§ **PROVIDED MATERIAL**:
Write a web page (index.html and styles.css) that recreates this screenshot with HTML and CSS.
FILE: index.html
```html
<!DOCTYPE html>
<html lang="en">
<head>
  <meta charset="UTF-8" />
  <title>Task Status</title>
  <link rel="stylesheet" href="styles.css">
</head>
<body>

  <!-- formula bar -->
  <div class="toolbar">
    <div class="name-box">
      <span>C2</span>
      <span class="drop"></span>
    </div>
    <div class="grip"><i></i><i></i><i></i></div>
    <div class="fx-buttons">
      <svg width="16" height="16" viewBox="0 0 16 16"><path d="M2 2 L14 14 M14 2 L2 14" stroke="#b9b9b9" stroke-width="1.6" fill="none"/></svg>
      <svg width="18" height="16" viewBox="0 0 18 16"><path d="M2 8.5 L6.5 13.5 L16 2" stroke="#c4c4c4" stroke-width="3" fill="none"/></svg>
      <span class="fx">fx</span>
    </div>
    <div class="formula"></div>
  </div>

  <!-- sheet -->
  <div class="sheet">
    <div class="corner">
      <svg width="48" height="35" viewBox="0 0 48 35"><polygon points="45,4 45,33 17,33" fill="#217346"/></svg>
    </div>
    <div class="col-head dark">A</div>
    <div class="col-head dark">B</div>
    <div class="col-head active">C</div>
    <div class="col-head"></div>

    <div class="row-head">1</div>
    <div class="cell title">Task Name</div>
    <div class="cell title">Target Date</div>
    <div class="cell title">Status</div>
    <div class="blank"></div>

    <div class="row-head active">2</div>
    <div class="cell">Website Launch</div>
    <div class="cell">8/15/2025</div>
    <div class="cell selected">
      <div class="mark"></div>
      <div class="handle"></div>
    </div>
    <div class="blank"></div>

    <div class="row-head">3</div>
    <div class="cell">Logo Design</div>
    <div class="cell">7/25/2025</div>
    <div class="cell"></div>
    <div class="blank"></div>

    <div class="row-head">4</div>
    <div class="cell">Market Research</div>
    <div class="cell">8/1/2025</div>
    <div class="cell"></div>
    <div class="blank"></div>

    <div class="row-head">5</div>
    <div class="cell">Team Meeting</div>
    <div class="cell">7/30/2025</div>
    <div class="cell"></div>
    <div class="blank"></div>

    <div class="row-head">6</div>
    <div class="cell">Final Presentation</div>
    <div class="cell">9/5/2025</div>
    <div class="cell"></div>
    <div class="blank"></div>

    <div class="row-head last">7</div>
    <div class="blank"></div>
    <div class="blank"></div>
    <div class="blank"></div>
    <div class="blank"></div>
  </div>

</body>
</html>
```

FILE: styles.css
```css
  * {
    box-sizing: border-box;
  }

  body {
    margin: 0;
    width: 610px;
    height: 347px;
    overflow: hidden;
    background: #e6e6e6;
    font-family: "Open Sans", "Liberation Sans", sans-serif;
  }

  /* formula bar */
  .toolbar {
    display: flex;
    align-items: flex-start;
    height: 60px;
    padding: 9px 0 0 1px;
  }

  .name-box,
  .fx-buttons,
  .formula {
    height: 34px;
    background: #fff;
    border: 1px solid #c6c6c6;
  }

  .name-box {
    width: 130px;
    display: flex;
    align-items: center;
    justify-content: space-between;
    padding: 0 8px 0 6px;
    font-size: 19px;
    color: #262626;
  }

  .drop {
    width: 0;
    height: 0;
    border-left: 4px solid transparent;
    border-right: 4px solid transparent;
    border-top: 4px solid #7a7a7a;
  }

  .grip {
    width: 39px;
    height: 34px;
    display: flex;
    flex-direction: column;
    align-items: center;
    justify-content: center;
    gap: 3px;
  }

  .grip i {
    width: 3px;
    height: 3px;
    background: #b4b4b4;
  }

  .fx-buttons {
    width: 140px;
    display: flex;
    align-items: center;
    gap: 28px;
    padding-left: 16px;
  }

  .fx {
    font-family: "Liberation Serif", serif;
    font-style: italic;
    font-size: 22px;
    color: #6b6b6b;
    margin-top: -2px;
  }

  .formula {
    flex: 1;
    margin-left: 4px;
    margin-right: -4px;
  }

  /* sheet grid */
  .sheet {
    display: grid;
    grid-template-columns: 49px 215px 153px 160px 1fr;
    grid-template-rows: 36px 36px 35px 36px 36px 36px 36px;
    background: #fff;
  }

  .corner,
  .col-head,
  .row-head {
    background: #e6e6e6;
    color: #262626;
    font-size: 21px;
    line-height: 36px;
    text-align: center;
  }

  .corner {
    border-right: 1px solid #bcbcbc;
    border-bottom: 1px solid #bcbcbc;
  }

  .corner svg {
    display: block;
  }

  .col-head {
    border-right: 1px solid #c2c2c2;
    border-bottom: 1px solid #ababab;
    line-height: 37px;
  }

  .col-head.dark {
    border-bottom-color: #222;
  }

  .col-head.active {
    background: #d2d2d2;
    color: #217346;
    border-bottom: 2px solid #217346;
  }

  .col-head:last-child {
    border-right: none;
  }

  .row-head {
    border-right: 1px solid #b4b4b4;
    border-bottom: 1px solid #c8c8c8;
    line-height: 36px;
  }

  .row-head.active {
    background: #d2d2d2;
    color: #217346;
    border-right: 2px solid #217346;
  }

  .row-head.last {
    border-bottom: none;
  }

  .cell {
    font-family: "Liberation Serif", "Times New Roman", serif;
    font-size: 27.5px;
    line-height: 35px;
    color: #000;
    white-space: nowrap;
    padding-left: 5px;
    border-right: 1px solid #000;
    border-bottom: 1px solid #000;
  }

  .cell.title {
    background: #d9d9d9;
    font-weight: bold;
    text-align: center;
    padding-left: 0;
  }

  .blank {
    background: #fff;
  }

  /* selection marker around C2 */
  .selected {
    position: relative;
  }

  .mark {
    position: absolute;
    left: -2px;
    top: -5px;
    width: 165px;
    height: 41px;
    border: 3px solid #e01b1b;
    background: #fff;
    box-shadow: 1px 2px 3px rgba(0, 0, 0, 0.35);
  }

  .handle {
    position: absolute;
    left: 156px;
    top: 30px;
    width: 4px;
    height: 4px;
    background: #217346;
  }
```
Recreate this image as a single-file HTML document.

§ **GOAL OF THE EXERCISE**: From the preceding material, extract every line exactly.

§ **EXERCISE ANSWER**:
Write a web page (index.html and styles.css) that recreates this screenshot with HTML and CSS.
FILE: index.html
```html
<!DOCTYPE html>
<html lang="en">
<head>
  <meta charset="UTF-8" />
  <title>Task Status</title>
  <link rel="stylesheet" href="styles.css">
</head>
<body>

  <!-- formula bar -->
  <div class="toolbar">
    <div class="name-box">
      <span>C2</span>
      <span class="drop"></span>
    </div>
    <div class="grip"><i></i><i></i><i></i></div>
    <div class="fx-buttons">
      <svg width="16" height="16" viewBox="0 0 16 16"><path d="M2 2 L14 14 M14 2 L2 14" stroke="#b9b9b9" stroke-width="1.6" fill="none"/></svg>
      <svg width="18" height="16" viewBox="0 0 18 16"><path d="M2 8.5 L6.5 13.5 L16 2" stroke="#c4c4c4" stroke-width="3" fill="none"/></svg>
      <span class="fx">fx</span>
    </div>
    <div class="formula"></div>
  </div>

  <!-- sheet -->
  <div class="sheet">
    <div class="corner">
      <svg width="48" height="35" viewBox="0 0 48 35"><polygon points="45,4 45,33 17,33" fill="#217346"/></svg>
    </div>
    <div class="col-head dark">A</div>
    <div class="col-head dark">B</div>
    <div class="col-head active">C</div>
    <div class="col-head"></div>

    <div class="row-head">1</div>
    <div class="cell title">Task Name</div>
    <div class="cell title">Target Date</div>
    <div class="cell title">Status</div>
    <div class="blank"></div>

    <div class="row-head active">2</div>
    <div class="cell">Website Launch</div>
    <div class="cell">8/15/2025</div>
    <div class="cell selected">
      <div class="mark"></div>
      <div class="handle"></div>
    </div>
    <div class="blank"></div>

    <div class="row-head">3</div>
    <div class="cell">Logo Design</div>
    <div class="cell">7/25/2025</div>
    <div class="cell"></div>
    <div class="blank"></div>

    <div class="row-head">4</div>
    <div class="cell">Market Research</div>
    <div class="cell">8/1/2025</div>
    <div class="cell"></div>
    <div class="blank"></div>

    <div class="row-head">5</div>
    <div class="cell">Team Meeting</div>
    <div class="cell">7/30/2025</div>
    <div class="cell"></div>
    <div class="blank"></div>

    <div class="row-head">6</div>
    <div class="cell">Final Presentation</div>
    <div class="cell">9/5/2025</div>
    <div class="cell"></div>
    <div class="blank"></div>

    <div class="row-head last">7</div>
    <div class="blank"></div>
    <div class="blank"></div>
    <div class="blank"></div>
    <div class="blank"></div>
  </div>

</body>
</html>
```

FILE: styles.css
```css
  * {
    box-sizing: border-box;
  }

  body {
    margin: 0;
    width: 610px;
    height: 347px;
    overflow: hidden;
    background: #e6e6e6;
    font-family: "Open Sans", "Liberation Sans", sans-serif;
  }

  /* formula bar */
  .toolbar {
    display: flex;
    align-items: flex-start;
    height: 60px;
    padding: 9px 0 0 1px;
  }

  .name-box,
  .fx-buttons,
  .formula {
    height: 34px;
    background: #fff;
    border: 1px solid #c6c6c6;
  }

  .name-box {
    width: 130px;
    display: flex;
    align-items: center;
    justify-content: space-between;
    padding: 0 8px 0 6px;
    font-size: 19px;
    color: #262626;
  }

  .drop {
    width: 0;
    height: 0;
    border-left: 4px solid transparent;
    border-right: 4px solid transparent;
    border-top: 4px solid #7a7a7a;
  }

  .grip {
    width: 39px;
    height: 34px;
    display: flex;
    flex-direction: column;
    align-items: center;
    justify-content: center;
    gap: 3px;
  }

  .grip i {
    width: 3px;
    height: 3px;
    background: #b4b4b4;
  }

  .fx-buttons {
    width: 140px;
    display: flex;
    align-items: center;
    gap: 28px;
    padding-left: 16px;
  }

  .fx {
    font-family: "Liberation Serif", serif;
    font-style: italic;
    font-size: 22px;
    color: #6b6b6b;
    margin-top: -2px;
  }

  .formula {
    flex: 1;
    margin-left: 4px;
    margin-right: -4px;
  }

  /* sheet grid */
  .sheet {
    display: grid;
    grid-template-columns: 49px 215px 153px 160px 1fr;
    grid-template-rows: 36px 36px 35px 36px 36px 36px 36px;
    background: #fff;
  }

  .corner,
  .col-head,
  .row-head {
    background: #e6e6e6;
    color: #262626;
    font-size: 21px;
    line-height: 36px;
    text-align: center;
  }

  .corner {
    border-right: 1px solid #bcbcbc;
    border-bottom: 1px solid #bcbcbc;
  }

  .corner svg {
    display: block;
  }

  .col-head {
    border-right: 1px solid #c2c2c2;
    border-bottom: 1px solid #ababab;
    line-height: 37px;
  }

  .col-head.dark {
    border-bottom-color: #222;
  }

  .col-head.active {
    background: #d2d2d2;
    color: #217346;
    border-bottom: 2px solid #217346;
  }

  .col-head:last-child {
    border-right: none;
  }

  .row-head {
    border-right: 1px solid #b4b4b4;
    border-bottom: 1px solid #c8c8c8;
    line-height: 36px;
  }

  .row-head.active {
    background: #d2d2d2;
    color: #217346;
    border-right: 2px solid #217346;
  }

  .row-head.last {
    border-bottom: none;
  }

  .cell {
    font-family: "Liberation Serif", "Times New Roman", serif;
    font-size: 27.5px;
    line-height: 35px;
    color: #000;
    white-space: nowrap;
    padding-left: 5px;
    border-right: 1px solid #000;
    border-bottom: 1px solid #000;
  }

  .cell.title {
    background: #d9d9d9;
    font-weight: bold;
    text-align: center;
    padding-left: 0;
  }

  .blank {
    background: #fff;
  }

  /* selection marker around C2 */
  .selected {
    position: relative;
  }

  .mark {
    position: absolute;
    left: -2px;
    top: -5px;
    width: 165px;
    height: 41px;
    border: 3px solid #e01b1b;
    background: #fff;
    box-shadow: 1px 2px 3px rgba(0, 0, 0, 0.35);
  }

  .handle {
    position: absolute;
    left: 156px;
    top: 30px;
    width: 4px;
    height: 4px;
    background: #217346;
  }
```
Recreate this image as a single-file HTML document.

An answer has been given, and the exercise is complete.